── Data segment ──

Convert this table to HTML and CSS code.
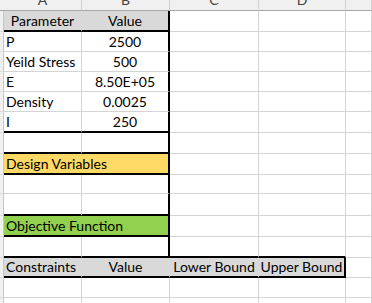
FILE: index.html
```html
<!DOCTYPE html>
<html lang="en">
<head>
<meta charset="utf-8">
<title>Sheet</title>
<link rel="stylesheet" href="styles.css">
</head>
<body>
<div class="sheet">
  <div class="hd corner"></div><div class="hd">A</div><div class="hd">B</div><div class="hd">C</div><div class="hd">D</div><div class="hd"></div>

  <div class="rh"></div><div class="c g tb tr0 ctr">Parameter</div><div class="c g tb tr ctr">Value</div><div class="c"></div><div class="c"></div><div class="c"></div>
  <div class="rh"></div><div class="c">P</div><div class="c tr ctr">2500</div><div class="c"></div><div class="c"></div><div class="c"></div>
  <div class="rh"></div><div class="c">Yeild Stress</div><div class="c tr ctr">500</div><div class="c"></div><div class="c"></div><div class="c"></div>
  <div class="rh"></div><div class="c">E</div><div class="c tr ctr">8.50E+05</div><div class="c"></div><div class="c"></div><div class="c"></div>
  <div class="rh"></div><div class="c">Density</div><div class="c tr ctr">0.0025</div><div class="c"></div><div class="c"></div><div class="c"></div>
  <div class="rh"></div><div class="c tb">I</div><div class="c tb tr ctr">250</div><div class="c"></div><div class="c"></div><div class="c"></div>
  <div class="rh"></div><div class="c tb"></div><div class="c tb tr"></div><div class="c"></div><div class="c"></div><div class="c"></div>
  <div class="rh"></div><div class="c y tb tr span2">Design Variables</div><div class="c"></div><div class="c"></div><div class="c"></div>
  <div class="rh"></div><div class="c"></div><div class="c tr"></div><div class="c"></div><div class="c"></div><div class="c"></div>
  <div class="rh"></div><div class="c tb"></div><div class="c tb tr"></div><div class="c"></div><div class="c"></div><div class="c"></div>
  <div class="rh"></div><div class="c gr tb tr span2">Objective Function</div><div class="c"></div><div class="c"></div><div class="c"></div>
  <div class="rh"></div><div class="c tb"></div><div class="c tb tr"></div><div class="c tb"></div><div class="c tb"></div><div class="c"></div>
  <div class="rh"></div><div class="c g tb tr0">Constraints</div><div class="c g tb tr0 ctr">Value</div><div class="c g tb tr0 ctr">Lower Bound</div><div class="c g tb tr ctr">Upper Bound</div><div class="c"></div>
  <div class="rh"></div><div class="c"></div><div class="c"></div><div class="c"></div><div class="c"></div><div class="c"></div>
  <div class="rh"></div><div class="c"></div><div class="c"></div><div class="c"></div><div class="c"></div><div class="c"></div>
</div>
</body>
</html>
```
FILE: styles.css
```css
html, body {
  margin: 0;
  padding: 0;
  overflow: hidden;
  background: #ffffff;
}

body {
  font-family: Lato, "Liberation Sans", sans-serif;
  font-size: 14px;
  color: #000000;
}

.sheet {
  display: grid;
  grid-template-columns: 4px 78px 88px 89px 87px 26px;
  grid-template-rows: 11px 21px 20px 20px 20px 20px 21px 21px 21px 19px 22px 21px 21px 20px 20px 12px;
}

.sheet > div {
  box-sizing: border-box;
  border-right: 1px solid #d4d4d4;
  border-bottom: 1px solid #d4d4d4;
  overflow: hidden;
  white-space: nowrap;
  display: flex;
  align-items: flex-end;
  line-height: 16px;
  padding: 0 2px 1px 2px;
}

.sheet > .hd {
  background: #f0f0f0;
  border-bottom-color: #a6a6a6;
  border-right-color: #d0d0d0;
  justify-content: center;
  color: #444444;
  padding-bottom: 2px;
}

.sheet > .corner {
  border-right-color: #c0c0c0;
}

.sheet > .rh {
  background: #f0f0f0;
  border-right-color: #c8c8c8;
  border-bottom-color: #dcdcdc;
  padding: 0;
}

.sheet > .ctr {
  justify-content: center;
}

.sheet > .g {
  background: #d9d9d9;
}

.sheet > .y {
  background: #ffd966;
}

.sheet > .gr {
  background: #92d050;
}

.sheet > .tb {
  border-bottom: 2px solid #000000;
}

.sheet > .tr {
  border-right: 2px solid #000000;
}

.sheet > .tr0 {
  border-right-color: transparent;
}

.sheet > .span2 {
  grid-column: span 2;
}
```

───

Write out the full listing verbatim, excluding its pictures.

■ **Exercise result**:
Convert this table to HTML and CSS code.
FILE: index.html
```html
<!DOCTYPE html>
<html lang="en">
<head>
<meta charset="utf-8">
<title>Sheet</title>
<link rel="stylesheet" href="styles.css">
</head>
<body>
<div class="sheet">
  <div class="hd corner"></div><div class="hd">A</div><div class="hd">B</div><div class="hd">C</div><div class="hd">D</div><div class="hd"></div>

  <div class="rh"></div><div class="c g tb tr0 ctr">Parameter</div><div class="c g tb tr ctr">Value</div><div class="c"></div><div class="c"></div><div class="c"></div>
  <div class="rh"></div><div class="c">P</div><div class="c tr ctr">2500</div><div class="c"></div><div class="c"></div><div class="c"></div>
  <div class="rh"></div><div class="c">Yeild Stress</div><div class="c tr ctr">500</div><div class="c"></div><div class="c"></div><div class="c"></div>
  <div class="rh"></div><div class="c">E</div><div class="c tr ctr">8.50E+05</div><div class="c"></div><div class="c"></div><div class="c"></div>
  <div class="rh"></div><div class="c">Density</div><div class="c tr ctr">0.0025</div><div class="c"></div><div class="c"></div><div class="c"></div>
  <div class="rh"></div><div class="c tb">I</div><div class="c tb tr ctr">250</div><div class="c"></div><div class="c"></div><div class="c"></div>
  <div class="rh"></div><div class="c tb"></div><div class="c tb tr"></div><div class="c"></div><div class="c"></div><div class="c"></div>
  <div class="rh"></div><div class="c y tb tr span2">Design Variables</div><div class="c"></div><div class="c"></div><div class="c"></div>
  <div class="rh"></div><div class="c"></div><div class="c tr"></div><div class="c"></div><div class="c"></div><div class="c"></div>
  <div class="rh"></div><div class="c tb"></div><div class="c tb tr"></div><div class="c"></div><div class="c"></div><div class="c"></div>
  <div class="rh"></div><div class="c gr tb tr span2">Objective Function</div><div class="c"></div><div class="c"></div><div class="c"></div>
  <div class="rh"></div><div class="c tb"></div><div class="c tb tr"></div><div class="c tb"></div><div class="c tb"></div><div class="c"></div>
  <div class="rh"></div><div class="c g tb tr0">Constraints</div><div class="c g tb tr0 ctr">Value</div><div class="c g tb tr0 ctr">Lower Bound</div><div class="c g tb tr ctr">Upper Bound</div><div class="c"></div>
  <div class="rh"></div><div class="c"></div><div class="c"></div><div class="c"></div><div class="c"></div><div class="c"></div>
  <div class="rh"></div><div class="c"></div><div class="c"></div><div class="c"></div><div class="c"></div><div class="c"></div>
</div>
</body>
</html>
```
FILE: styles.css
```css
html, body {
  margin: 0;
  padding: 0;
  overflow: hidden;
  background: #ffffff;
}

body {
  font-family: Lato, "Liberation Sans", sans-serif;
  font-size: 14px;
  color: #000000;
}

.sheet {
  display: grid;
  grid-template-columns: 4px 78px 88px 89px 87px 26px;
  grid-template-rows: 11px 21px 20px 20px 20px 20px 21px 21px 21px 19px 22px 21px 21px 20px 20px 12px;
}

.sheet > div {
  box-sizing: border-box;
  border-right: 1px solid #d4d4d4;
  border-bottom: 1px solid #d4d4d4;
  overflow: hidden;
  white-space: nowrap;
  display: flex;
  align-items: flex-end;
  line-height: 16px;
  padding: 0 2px 1px 2px;
}

.sheet > .hd {
  background: #f0f0f0;
  border-bottom-color: #a6a6a6;
  border-right-color: #d0d0d0;
  justify-content: center;
  color: #444444;
  padding-bottom: 2px;
}

.sheet > .corner {
  border-right-color: #c0c0c0;
}

.sheet > .rh {
  background: #f0f0f0;
  border-right-color: #c8c8c8;
  border-bottom-color: #dcdcdc;
  padding: 0;
}

.sheet > .ctr {
  justify-content: center;
}

.sheet > .g {
  background: #d9d9d9;
}

.sheet > .y {
  background: #ffd966;
}

.sheet > .gr {
  background: #92d050;
}

.sheet > .tb {
  border-bottom: 2px solid #000000;
}

.sheet > .tr {
  border-right: 2px solid #000000;
}

.sheet > .tr0 {
  border-right-color: transparent;
}

.sheet > .span2 {
  grid-column: span 2;
}
```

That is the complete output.